Thanks for that... I actually learned quite a bit on how to use the supplied cleaning/tool kit. I don't really use mine in the field, so I just kind of take for granted that I have all the proper tools on my bench. :)

Two small notes, I like to take the trigger guard out as the first step... the hammer can get in the way of removing the bolt and carrier...

And, there is no need to clean the rifle from the muzzle, with the bolt out, the receiver has a cutout to allow the cleaning rod to be used from the breach.

Thanks again.
 
Thanks for that... I actually learned quite a bit on how to use the supplied cleaning/tool kit. I don't really use mine in the field, so I just kind of take for granted that I have all the proper tools on my bench. :)

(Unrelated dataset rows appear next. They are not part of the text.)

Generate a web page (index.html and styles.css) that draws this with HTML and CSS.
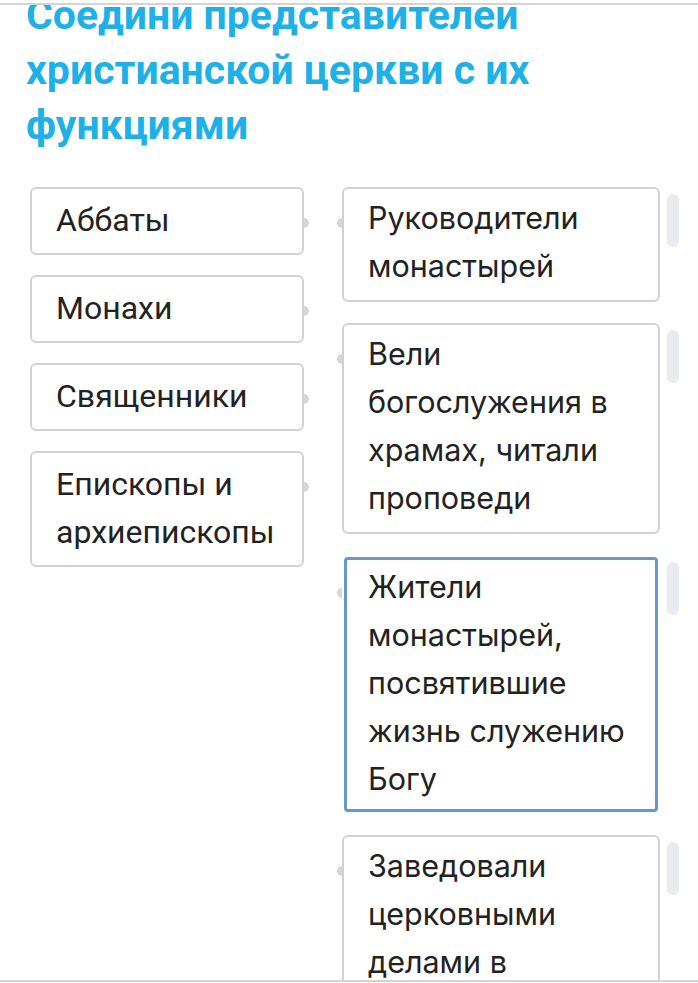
FILE: index.html
```html
<!DOCTYPE html>
<html lang="ru">
<head>
    <meta charset="UTF-8">
    <meta name="viewport" content="width=device-width, initial-scale=1.0">
    <title>Соедини</title>
    <link rel="stylesheet" href="styles.css">
</head>
<body>
    <div class="frame">
        <h2 class="title">Соедини представителей христианской церкви с их функциями</h2>
        <div class="match">
            <div class="col-left">
                <div class="item">Аббаты</div>
                <div class="item">Монахи</div>
                <div class="item">Священники</div>
                <div class="item">Епископы и архиепископы</div>
            </div>
            <div class="col-right">
                <div class="row">
                    <div class="answer">Руководители монастырей</div>
                    <div class="handle"></div>
                </div>
                <div class="row">
                    <div class="answer">Вели богослужения в храмах, читали проповеди</div>
                    <div class="handle"></div>
                </div>
                <div class="row">
                    <div class="answer selected">Жители монастырей, посвятившие жизнь служению Богу</div>
                    <div class="handle"></div>
                </div>
                <div class="row">
                    <div class="answer">Заведовали церковными делами в епархиях</div>
                    <div class="handle"></div>
                </div>
            </div>
        </div>
    </div>
</body>
</html>
```

FILE: styles.css
```css
body {
    margin: 0;
    padding: 0;
    background-color: #fff;
    font-family: Roboto, "Liberation Sans", sans-serif;
    color: #222;
}
.frame {
    margin-top: 3px;
    height: 975px;
    border-top: 2px solid #d4d4d4;
    border-bottom: 2px solid #d4d4d4;
    overflow: hidden;
}
.title {
    margin: -17px 0 0 0;
    padding: 0 100px 0 26px;
    font-size: 41px;
    line-height: 55px;
    font-weight: 700;
    color: #1eb1e7;
}
.match {
    display: flex;
    gap: 38px;
    padding-left: 30px;
    margin-top: 34px;
}
.col-left {
    width: 274px;
    display: flex;
    flex-direction: column;
    gap: 20px;
}
.item {
    position: relative;
    border: 2px solid #d2d2d2;
    border-radius: 6px;
    padding: 7px 16px 9px 24px;
    font-size: 32px;
    line-height: 48px;
}
.item::after {
    content: "";
    position: absolute;
    right: -7px;
    top: 29px;
    width: 5px;
    height: 10px;
    border-radius: 0 5px 5px 0;
    background-color: #d6d6d6;
}
.col-right {
    display: flex;
    flex-direction: column;
    gap: 21px;
}
.row {
    display: flex;
    align-items: flex-start;
    gap: 7px;
}
.answer {
    position: relative;
    width: 318px;
    box-sizing: border-box;
    border: 2px solid #d2d2d2;
    border-radius: 6px;
    padding: 5px 16px 10px 24px;
    font-family: Inter, "Noto Sans", sans-serif;
    font-size: 30.5px;
    line-height: 48px;
}
.answer::before {
    content: "";
    position: absolute;
    left: -7px;
    top: 29px;
    width: 5px;
    height: 10px;
    border-radius: 5px 0 0 5px;
    background-color: #d6d6d6;
}
.answer.selected {
    width: 314px;
    margin: 2px 2px 2px 2px;
    border: 3px solid #6897cb;
    border-radius: 4px;
    padding: 3px 14px 6px 21px;
}
.answer.selected::before {
    left: -10px;
    top: 28px;
}
.handle {
    width: 12px;
    height: 53px;
    margin-top: 7px;
    border-radius: 6px;
    background-color: #e9ebf0;
}
```
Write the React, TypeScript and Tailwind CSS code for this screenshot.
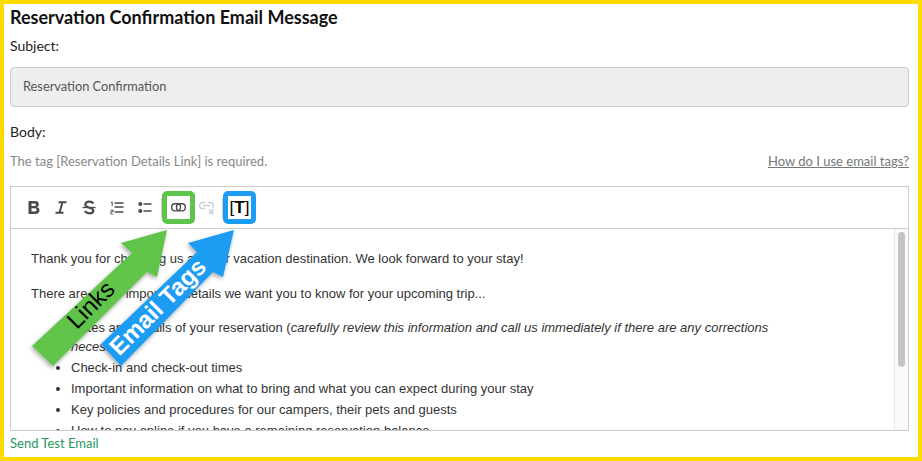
const Bold = () => (
  <svg width="14" height="15" viewBox="0 0 14 15" className="text-[#4a4a4a]">
    <path d="M1.500 1h6.500c2.500 0 3.800 1.200 3.800 3.200 0 1.300-.7 2.300-1.900 2.800 1.500.4 2.600 1.500 2.600 3.200 0 2.300-1.600 3.800-4.300 3.800H1.500V1zM4.500 3.400v2.600h3c.9 0 1.400-.5 1.400-1.300s-.5-1.300-1.400-1.300h-3zM4.500 8.200v3.200h3.300c1.100 0 1.800-.6 1.800-1.600S8.900 8.200 7.800 8.200H4.500z" fill="currentColor" fillRule="evenodd" />
  </svg>
);

const Italic = () => (
  <svg width="14" height="15" viewBox="0 0 14 15" fill="none" stroke="#4a4a4a" strokeWidth="2">
    <path d="M4.500 2.200h8M1.500 12.800h8M8.500 2.200 5.500 12.800" />
  </svg>
);

const Strike = () => (
  <svg width="14" height="15" viewBox="0 0 14 15" fill="none" stroke="#4a4a4a" strokeWidth="2.200">
    <path d="M11.300 3.600C10.500 2.300 9 1.700 7.200 1.700 5 1.700 3.300 2.800 3.300 4.500c0 4 8 2.400 8 6 0 1.700-1.800 2.800-4 2.800-1.900 0-3.500-.7-4.300-2.200" />
    <path d="M.5 7.500h13" strokeWidth="1.300" />
  </svg>
);

const OrderedList = () => (
  <svg width="14" height="14" viewBox="0 0 14 14" fill="none" stroke="#4a4a4a">
    <path d="M.8 1.800 2.200 1v4.200" strokeWidth="1" />
    <path d="M4.500 2h9M4.500 6h9M4.500 11h9" strokeWidth="1.300" />
    <path d="M.6 9h2.600v1.500H.8V13h2.600" strokeWidth=".9" />
  </svg>
);

const BulletList = () => (
  <svg width="14" height="14" viewBox="0 0 14 14" fill="none" stroke="#4a4a4a">
    <circle cx="2.300" cy="3" r="2" fill="#4a4a4a" stroke="none" />
    <circle cx="2.300" cy="10" r="2" fill="#4a4a4a" stroke="none" />
    <path d="M5.500 3h8M5.500 10h8" strokeWidth="1.300" />
  </svg>
);

const LinkIcon = () => (
  <svg width="15" height="9" viewBox="0 0 15 9" fill="none" stroke="#4a4a4a" strokeWidth="1.400">
    <rect x=".7" y=".7" width="8.800" height="7.200" rx="3.400" />
    <rect x="5.500" y=".7" width="8.800" height="7.200" rx="3.400" />
  </svg>
);

const Unlink = () => (
  <svg width="16" height="14" viewBox="0 0 16 14" fill="none" stroke="#cdcdcd" strokeWidth="1.400">
    <path d="M6.500 1.500H3.500a3 3 0 0 0 0 6H6M4 4.500h7M9 1.500h2.500a3 3 0 0 1 2 5.200" />
    <path d="m10 8.500 4.500 4.500M14.500 8.500 10 13" strokeWidth="1.700" />
  </svg>
);

const Arrow = ({ points, fill }: { points: string; fill: string }) => (
  <polygon points={points} fill={fill} filter="url(#arrow-shadow)" />
);

export default function App() {
  return (
    <div className="relative h-[461px] w-[922px] overflow-hidden border-4 border-[#ffdb00] bg-white font-['Lato','Open_Sans',sans-serif] text-[#333]">
      <div className="flex h-full flex-col pl-[6px] pr-[9px]">
        <h1 className="mt-[2px] h-[22px] text-[18px] font-bold leading-[22px] text-[#111]">
          Reservation Confirmation Email Message
        </h1>
        <p className="mt-[9px] h-[18px] text-[14px] leading-[18px] text-[#222]">Subject:</p>
        <div className="mt-[12px] flex h-[40px] items-center rounded-[4px] border border-[#cccccc] bg-[#eeeeee] px-3 text-[12.800px] text-[#555]">
          Reservation Confirmation
        </div>
        <p className="mt-[16px] h-[18px] text-[14px] leading-[18px] text-[#222]">Body:</p>
        <div className="mt-[12px] flex h-[18px] items-center justify-between text-[13px] text-[#888]">
          <span>The tag [Reservation Details Link] is required.</span>
          <a className="text-[#777] underline">How do I use email tags?</a>
        </div>
        <div className="mt-[15px] flex h-[245px] flex-col border border-[#cccccc]">
          <div className="flex h-[42px] shrink-0 items-center border-b border-[#cccccc] pl-[16px]">
            <span className="flex w-[27px]"><Bold /></span>
            <span className="flex w-[28px]"><Italic /></span>
            <span className="flex w-[28px]"><Strike /></span>
            <span className="flex w-[28px]"><OrderedList /></span>
            <span className="flex w-[23px]"><BulletList /></span>
            <span className="h-[20px] w-px bg-[#cccccc]" />
            <span className="flex h-[33px] w-[33px] items-center justify-center rounded-[5px] border-[5px] border-[#5fc44a]">
              <LinkIcon />
            </span>
            <span className="ml-[4px] flex w-[23px]"><Unlink /></span>
            <span className="h-[20px] w-px bg-[#cccccc]" />
            <span className="flex h-[33px] w-[33px] items-center justify-center rounded-[5px] border-[5px] border-[#1c9cf2] font-['Liberation_Sans',sans-serif] text-[17px] leading-none text-black">
              [<b>T</b>]
            </span>
          </div>
          <div className="flex min-h-0 flex-1">
            <div className="min-w-0 flex-1 overflow-hidden pl-5 pr-[60px] pt-[19px] font-['Liberation_Sans',sans-serif] text-[13px] leading-[21px] text-[#333]">
              <p>Thank you for choosing us as your vacation destination. We look forward to your stay!</p>
              <p className="mt-[14px]">There are a few important details we want you to know for your upcoming trip...</p>
              <ul className="mt-[14px] list-disc pl-10">
                <li className="mb-px leading-[19px]">
                  Dates and details of your reservation (
                  <em>carefully review this information and call us immediately if there are any corrections necessary</em>)
                </li>
                <li>Check-in and check-out times</li>
                <li>Important information on what to bring and what you can expect during your stay</li>
                <li>Key policies and procedures for our campers, their pets and guests</li>
                <li>How to pay online if you have a remaining reservation balance</li>
              </ul>
            </div>
            <div className="w-[14px] shrink-0 border-l border-[#e8e8e8] bg-[#fafafa] px-[3px] pt-[3px]">
              <div className="h-[135px] rounded-full bg-[#c4c4c4]" />
            </div>
          </div>
        </div>
        <a className="mt-[4px] text-[13px] leading-[16px] text-[#1f9a5c]">Send Test Email</a>
      </div>

      {/* annotation arrows pasted over the screenshot */}
      <svg className="absolute -left-1 -top-1 h-[461px] w-[922px]" viewBox="0 0 922 461">
        <defs>
          <filter id="arrow-shadow" x="-20%" y="-20%" width="140%" height="140%">
            <feDropShadow dx="-1" dy="2" stdDeviation="2" floodColor="#000" floodOpacity="0.35" />
          </filter>
        </defs>
        <Arrow points="167,230 121,243 132,253 32,346 53,366 147,272 157,277" fill="#5fc44a" />
        <Arrow points="234,230 188,243 197,252 101,344 121,366 213,272 223,277" fill="#1c9cf2" />
        <text x="92" y="306" transform="rotate(-45 92 306)" textAnchor="middle" dominantBaseline="middle" fontFamily="Liberation Sans, sans-serif" fontSize="24" fill="#000">Links</text>
        <text x="159" y="308" transform="rotate(-45 159 308)" textAnchor="middle" dominantBaseline="middle" fontFamily="Liberation Sans, sans-serif" fontWeight="bold" fontSize="24" fill="#fff">Email Tags</text>
      </svg>
    </div>
  );
}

Two small notes, I like to take the trigger guard out as the first step... the hammer can get in the way of removing the bolt and carrier...

And, there is no need to clean the rifle from the muzzle, with the bolt out, the receiver has a cutout to allow the cleaning rod to be used from the breach.

Thanks again.
The reason for cleaning from the muzzle is because the jag can clear the bore completely, stopping in the chamber, then can be pulled back out of the bore. Cleaning from the breach is good to clean the chamber but since the rod is short, its not very convenient to clean the bore. Personnally, i used the brush mainly for chamber cleaning and the jag for the barrel. Of course, there's many ways to clean a rifle, the method i use work fine for my taste:)
Joce
 
Thanks for the informative post. I'm very new to shooting and my week old SKS is my first (of many) gun purchase. I found the info on the proper use of the cleaning kit particularly helpful. Thanks again.
 
Using the search function, you will find lot of info about cleaning corrosive:) I could have included info about corrosive ammo cleaning but i dont want to beat a subject that have been written manys times. What do you think fellows nutz?:)
Joce
just thinking since you covered cosmoline removal.. why not cleaning corrosive? just one thread to rule them all.